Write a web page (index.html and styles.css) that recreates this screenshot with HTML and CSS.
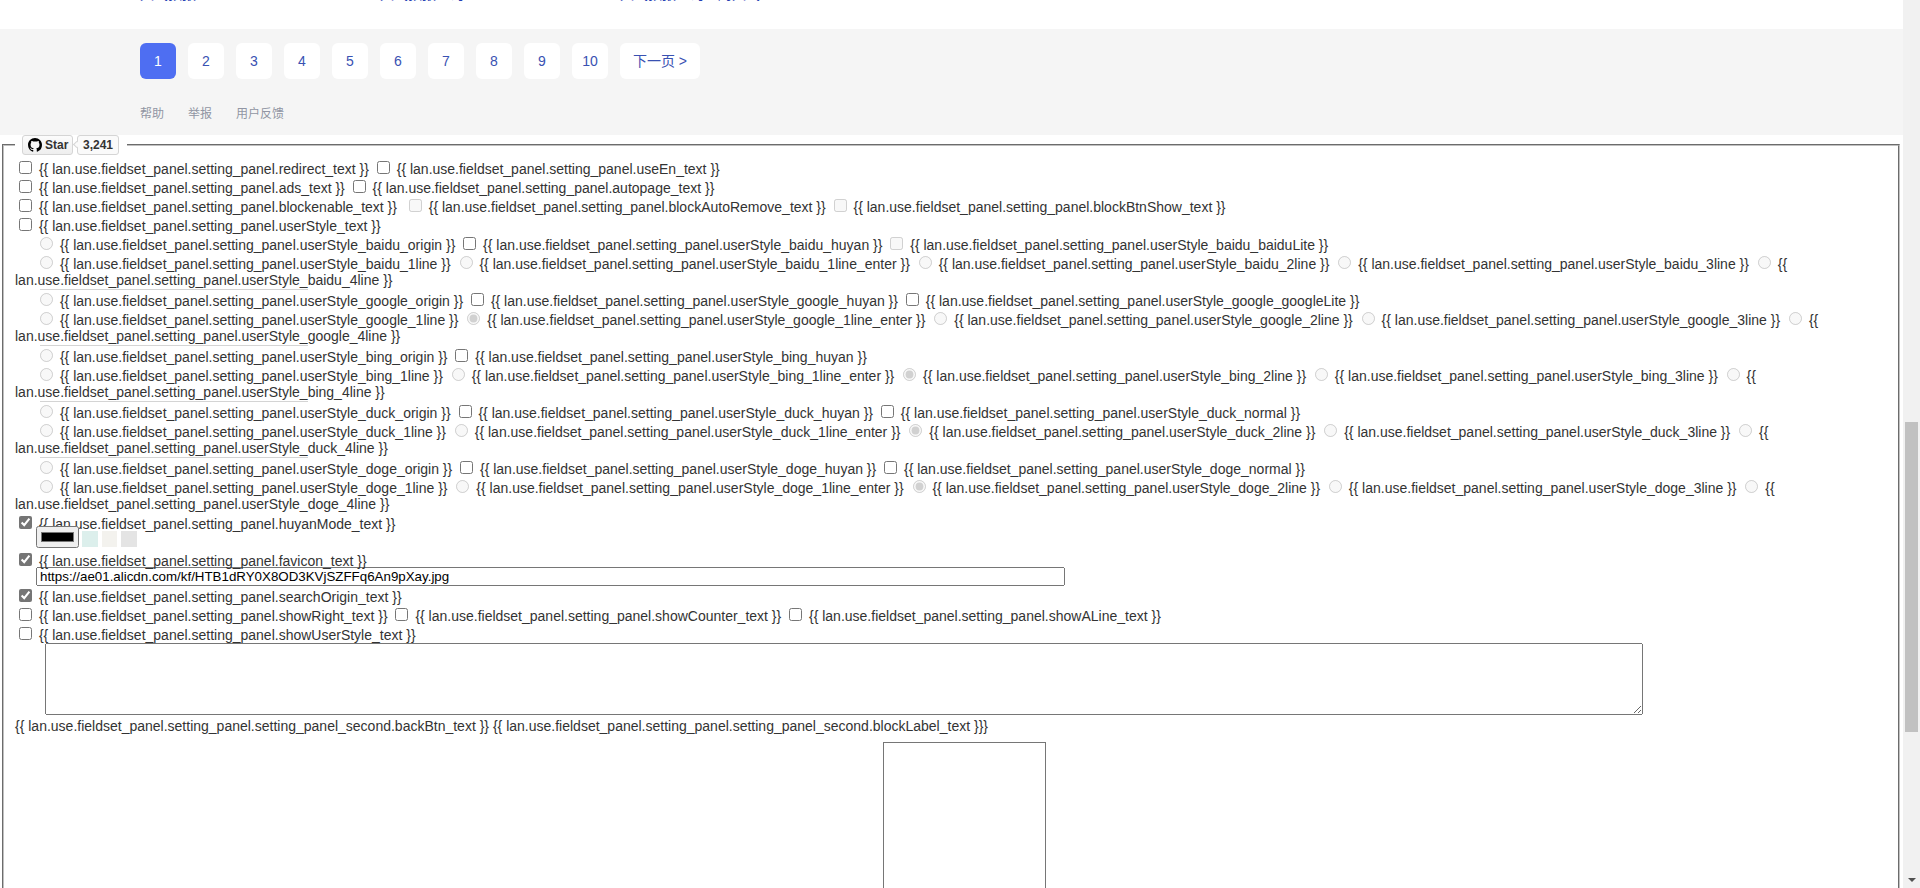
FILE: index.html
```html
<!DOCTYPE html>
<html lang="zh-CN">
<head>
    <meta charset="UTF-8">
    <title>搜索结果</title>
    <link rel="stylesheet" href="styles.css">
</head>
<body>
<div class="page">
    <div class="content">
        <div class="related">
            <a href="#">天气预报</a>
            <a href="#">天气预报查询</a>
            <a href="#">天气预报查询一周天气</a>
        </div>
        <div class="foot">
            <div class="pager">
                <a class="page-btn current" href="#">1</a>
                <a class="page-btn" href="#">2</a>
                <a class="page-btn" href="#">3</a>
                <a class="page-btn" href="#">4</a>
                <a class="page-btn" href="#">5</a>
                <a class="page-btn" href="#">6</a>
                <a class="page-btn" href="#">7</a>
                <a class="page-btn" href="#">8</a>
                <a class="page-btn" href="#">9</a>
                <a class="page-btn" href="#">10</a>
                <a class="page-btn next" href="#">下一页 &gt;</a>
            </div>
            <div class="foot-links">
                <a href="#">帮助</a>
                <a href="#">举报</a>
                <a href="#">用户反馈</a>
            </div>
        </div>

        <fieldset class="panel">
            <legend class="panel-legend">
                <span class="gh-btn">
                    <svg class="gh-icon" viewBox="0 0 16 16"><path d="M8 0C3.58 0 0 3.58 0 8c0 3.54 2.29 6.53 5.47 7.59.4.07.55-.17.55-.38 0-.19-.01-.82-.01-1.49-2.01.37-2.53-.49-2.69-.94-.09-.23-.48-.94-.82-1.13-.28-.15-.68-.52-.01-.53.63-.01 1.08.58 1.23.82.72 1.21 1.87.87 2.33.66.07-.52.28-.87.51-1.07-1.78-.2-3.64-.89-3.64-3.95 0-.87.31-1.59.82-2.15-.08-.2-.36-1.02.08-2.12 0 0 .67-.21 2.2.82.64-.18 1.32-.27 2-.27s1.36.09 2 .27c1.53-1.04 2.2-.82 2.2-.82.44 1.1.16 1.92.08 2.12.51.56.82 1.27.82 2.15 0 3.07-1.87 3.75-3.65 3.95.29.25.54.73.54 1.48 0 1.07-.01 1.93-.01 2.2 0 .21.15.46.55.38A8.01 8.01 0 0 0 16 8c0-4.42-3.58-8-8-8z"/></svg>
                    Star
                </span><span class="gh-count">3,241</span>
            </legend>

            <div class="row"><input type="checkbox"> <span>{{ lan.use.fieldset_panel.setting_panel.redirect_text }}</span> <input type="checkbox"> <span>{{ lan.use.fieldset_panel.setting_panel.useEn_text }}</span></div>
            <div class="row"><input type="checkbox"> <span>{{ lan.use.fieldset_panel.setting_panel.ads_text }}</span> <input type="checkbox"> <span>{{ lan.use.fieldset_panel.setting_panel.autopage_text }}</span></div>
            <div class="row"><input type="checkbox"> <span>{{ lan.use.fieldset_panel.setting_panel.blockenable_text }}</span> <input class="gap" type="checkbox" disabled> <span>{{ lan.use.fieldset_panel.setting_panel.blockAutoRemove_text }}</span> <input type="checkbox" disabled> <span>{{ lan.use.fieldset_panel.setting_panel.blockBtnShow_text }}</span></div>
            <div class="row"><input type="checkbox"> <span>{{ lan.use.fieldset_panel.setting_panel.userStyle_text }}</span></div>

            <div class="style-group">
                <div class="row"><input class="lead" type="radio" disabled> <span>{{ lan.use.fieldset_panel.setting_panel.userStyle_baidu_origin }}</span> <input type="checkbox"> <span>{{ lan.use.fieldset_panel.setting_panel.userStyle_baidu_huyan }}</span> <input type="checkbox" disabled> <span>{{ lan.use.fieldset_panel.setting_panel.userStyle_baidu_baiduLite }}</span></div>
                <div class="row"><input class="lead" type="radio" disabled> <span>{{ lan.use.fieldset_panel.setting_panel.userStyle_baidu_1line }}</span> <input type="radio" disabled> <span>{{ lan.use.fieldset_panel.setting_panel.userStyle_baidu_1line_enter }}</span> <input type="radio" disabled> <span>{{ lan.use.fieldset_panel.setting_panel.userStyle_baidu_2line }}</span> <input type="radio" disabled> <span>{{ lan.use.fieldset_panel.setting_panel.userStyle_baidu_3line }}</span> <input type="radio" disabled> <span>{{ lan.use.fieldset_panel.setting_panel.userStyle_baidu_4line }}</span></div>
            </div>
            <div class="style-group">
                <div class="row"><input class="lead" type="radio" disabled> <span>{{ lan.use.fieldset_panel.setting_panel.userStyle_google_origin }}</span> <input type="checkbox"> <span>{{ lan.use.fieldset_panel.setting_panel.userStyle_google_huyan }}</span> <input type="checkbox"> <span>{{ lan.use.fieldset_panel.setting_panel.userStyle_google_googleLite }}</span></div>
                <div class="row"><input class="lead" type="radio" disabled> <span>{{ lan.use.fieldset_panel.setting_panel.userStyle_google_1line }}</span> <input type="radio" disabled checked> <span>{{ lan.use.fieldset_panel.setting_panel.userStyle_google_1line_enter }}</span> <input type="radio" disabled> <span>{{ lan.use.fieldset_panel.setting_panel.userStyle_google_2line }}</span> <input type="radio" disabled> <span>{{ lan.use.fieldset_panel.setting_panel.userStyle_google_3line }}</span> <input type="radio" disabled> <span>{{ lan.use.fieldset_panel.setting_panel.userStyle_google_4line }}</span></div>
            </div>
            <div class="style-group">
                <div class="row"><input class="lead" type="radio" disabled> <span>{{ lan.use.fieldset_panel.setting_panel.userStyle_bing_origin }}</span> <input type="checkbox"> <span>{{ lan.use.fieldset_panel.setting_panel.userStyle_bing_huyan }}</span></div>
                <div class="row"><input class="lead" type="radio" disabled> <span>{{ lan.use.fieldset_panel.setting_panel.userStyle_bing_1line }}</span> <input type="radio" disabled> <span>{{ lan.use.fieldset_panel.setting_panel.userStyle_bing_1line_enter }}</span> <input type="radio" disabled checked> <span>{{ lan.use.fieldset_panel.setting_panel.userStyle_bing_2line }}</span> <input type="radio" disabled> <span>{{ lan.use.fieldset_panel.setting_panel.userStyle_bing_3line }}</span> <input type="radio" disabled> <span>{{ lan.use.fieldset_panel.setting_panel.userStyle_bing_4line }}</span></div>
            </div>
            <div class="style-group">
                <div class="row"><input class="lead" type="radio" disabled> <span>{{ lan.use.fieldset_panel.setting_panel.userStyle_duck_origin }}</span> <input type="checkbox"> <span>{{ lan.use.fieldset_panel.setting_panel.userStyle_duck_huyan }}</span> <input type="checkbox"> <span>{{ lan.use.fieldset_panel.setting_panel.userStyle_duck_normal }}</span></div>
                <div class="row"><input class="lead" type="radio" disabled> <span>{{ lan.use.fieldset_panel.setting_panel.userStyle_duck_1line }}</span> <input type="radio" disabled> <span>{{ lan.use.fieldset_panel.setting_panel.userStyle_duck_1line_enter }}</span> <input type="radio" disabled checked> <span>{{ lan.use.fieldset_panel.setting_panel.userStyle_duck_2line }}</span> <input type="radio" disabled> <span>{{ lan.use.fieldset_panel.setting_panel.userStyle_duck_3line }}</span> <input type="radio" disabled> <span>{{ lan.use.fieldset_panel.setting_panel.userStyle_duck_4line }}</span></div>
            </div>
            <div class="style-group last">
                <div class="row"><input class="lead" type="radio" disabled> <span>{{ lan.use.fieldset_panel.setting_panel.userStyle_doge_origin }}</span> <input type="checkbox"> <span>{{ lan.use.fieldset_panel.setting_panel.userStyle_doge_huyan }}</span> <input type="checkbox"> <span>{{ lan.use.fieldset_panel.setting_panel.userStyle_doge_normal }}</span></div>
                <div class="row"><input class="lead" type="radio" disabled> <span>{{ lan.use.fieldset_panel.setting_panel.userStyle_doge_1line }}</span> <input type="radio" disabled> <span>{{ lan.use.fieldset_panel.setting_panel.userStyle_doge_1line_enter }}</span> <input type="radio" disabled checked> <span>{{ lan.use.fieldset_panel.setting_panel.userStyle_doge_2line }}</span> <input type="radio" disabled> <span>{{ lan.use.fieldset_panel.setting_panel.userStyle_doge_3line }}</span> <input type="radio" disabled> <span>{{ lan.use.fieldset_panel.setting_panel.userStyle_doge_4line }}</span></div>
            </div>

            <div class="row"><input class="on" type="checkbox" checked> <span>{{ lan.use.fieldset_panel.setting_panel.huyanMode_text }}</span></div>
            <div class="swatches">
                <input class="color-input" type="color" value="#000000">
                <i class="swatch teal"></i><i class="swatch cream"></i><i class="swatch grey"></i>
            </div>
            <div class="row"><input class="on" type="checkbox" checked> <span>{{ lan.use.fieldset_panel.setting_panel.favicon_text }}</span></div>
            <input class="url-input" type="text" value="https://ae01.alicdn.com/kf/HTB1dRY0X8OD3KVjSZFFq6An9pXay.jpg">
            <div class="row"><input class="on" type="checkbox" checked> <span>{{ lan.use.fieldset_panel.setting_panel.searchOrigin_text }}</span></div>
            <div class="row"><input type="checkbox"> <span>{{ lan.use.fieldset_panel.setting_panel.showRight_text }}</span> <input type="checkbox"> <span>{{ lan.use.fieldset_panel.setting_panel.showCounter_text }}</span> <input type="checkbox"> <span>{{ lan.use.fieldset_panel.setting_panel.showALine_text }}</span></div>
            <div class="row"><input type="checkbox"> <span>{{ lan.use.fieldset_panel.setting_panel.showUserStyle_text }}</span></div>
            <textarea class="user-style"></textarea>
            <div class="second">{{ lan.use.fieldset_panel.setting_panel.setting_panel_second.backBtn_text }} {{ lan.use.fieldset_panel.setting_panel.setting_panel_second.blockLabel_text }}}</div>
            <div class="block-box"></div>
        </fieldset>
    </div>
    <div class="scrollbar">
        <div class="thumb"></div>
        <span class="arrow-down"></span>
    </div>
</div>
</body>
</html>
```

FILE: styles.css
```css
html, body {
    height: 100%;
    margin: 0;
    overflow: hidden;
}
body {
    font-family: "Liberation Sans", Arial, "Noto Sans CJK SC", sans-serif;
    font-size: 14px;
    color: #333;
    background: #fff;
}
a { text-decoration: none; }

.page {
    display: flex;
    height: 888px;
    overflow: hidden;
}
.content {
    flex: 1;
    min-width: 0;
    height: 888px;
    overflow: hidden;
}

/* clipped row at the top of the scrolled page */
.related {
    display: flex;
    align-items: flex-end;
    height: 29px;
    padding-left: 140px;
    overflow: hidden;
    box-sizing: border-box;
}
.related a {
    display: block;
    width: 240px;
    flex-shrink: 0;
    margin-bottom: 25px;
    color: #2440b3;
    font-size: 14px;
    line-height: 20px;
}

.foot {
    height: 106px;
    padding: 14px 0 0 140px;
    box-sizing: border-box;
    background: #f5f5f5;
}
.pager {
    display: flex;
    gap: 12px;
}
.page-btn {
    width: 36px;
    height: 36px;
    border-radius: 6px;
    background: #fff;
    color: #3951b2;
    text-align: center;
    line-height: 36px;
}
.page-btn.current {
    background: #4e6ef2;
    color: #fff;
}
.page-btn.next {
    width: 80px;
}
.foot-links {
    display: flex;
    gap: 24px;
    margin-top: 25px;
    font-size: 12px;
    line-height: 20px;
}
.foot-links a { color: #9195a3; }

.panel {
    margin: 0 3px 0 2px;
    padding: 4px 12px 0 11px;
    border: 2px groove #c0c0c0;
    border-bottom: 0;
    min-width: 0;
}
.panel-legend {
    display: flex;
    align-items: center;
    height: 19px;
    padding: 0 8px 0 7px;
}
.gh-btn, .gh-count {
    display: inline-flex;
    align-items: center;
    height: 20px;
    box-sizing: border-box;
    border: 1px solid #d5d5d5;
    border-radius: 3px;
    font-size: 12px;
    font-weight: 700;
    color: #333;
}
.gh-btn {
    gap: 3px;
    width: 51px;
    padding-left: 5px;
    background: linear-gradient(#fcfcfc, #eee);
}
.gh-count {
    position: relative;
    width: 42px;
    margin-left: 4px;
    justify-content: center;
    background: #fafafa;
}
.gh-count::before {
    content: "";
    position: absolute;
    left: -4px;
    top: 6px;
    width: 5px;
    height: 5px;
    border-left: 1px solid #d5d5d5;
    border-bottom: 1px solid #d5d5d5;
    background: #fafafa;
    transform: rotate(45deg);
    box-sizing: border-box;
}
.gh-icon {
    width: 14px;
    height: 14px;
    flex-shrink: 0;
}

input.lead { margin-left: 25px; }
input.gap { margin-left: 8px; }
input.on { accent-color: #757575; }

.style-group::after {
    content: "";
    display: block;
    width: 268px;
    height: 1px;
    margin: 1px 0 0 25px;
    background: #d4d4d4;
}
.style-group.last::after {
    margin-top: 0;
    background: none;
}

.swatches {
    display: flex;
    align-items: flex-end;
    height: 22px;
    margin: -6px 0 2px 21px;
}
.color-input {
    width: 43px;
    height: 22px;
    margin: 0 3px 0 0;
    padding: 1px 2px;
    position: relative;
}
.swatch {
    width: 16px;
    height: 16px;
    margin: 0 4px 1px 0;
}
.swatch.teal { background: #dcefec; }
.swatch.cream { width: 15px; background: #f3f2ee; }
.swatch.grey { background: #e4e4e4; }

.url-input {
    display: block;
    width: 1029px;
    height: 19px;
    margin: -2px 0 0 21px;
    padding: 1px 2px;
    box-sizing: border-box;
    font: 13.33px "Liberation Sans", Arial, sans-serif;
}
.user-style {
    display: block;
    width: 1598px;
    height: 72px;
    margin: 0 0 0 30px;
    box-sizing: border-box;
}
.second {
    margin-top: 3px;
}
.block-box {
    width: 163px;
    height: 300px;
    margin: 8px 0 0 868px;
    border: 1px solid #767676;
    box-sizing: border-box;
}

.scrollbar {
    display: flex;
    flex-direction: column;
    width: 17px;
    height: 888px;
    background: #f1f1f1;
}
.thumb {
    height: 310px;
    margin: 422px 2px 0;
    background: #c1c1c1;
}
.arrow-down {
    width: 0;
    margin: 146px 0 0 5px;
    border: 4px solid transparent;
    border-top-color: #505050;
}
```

* * * * * * * * *

Work instructions »
Count every line in the data that contains the word "index", then give that count and nothing else.

The solution »
2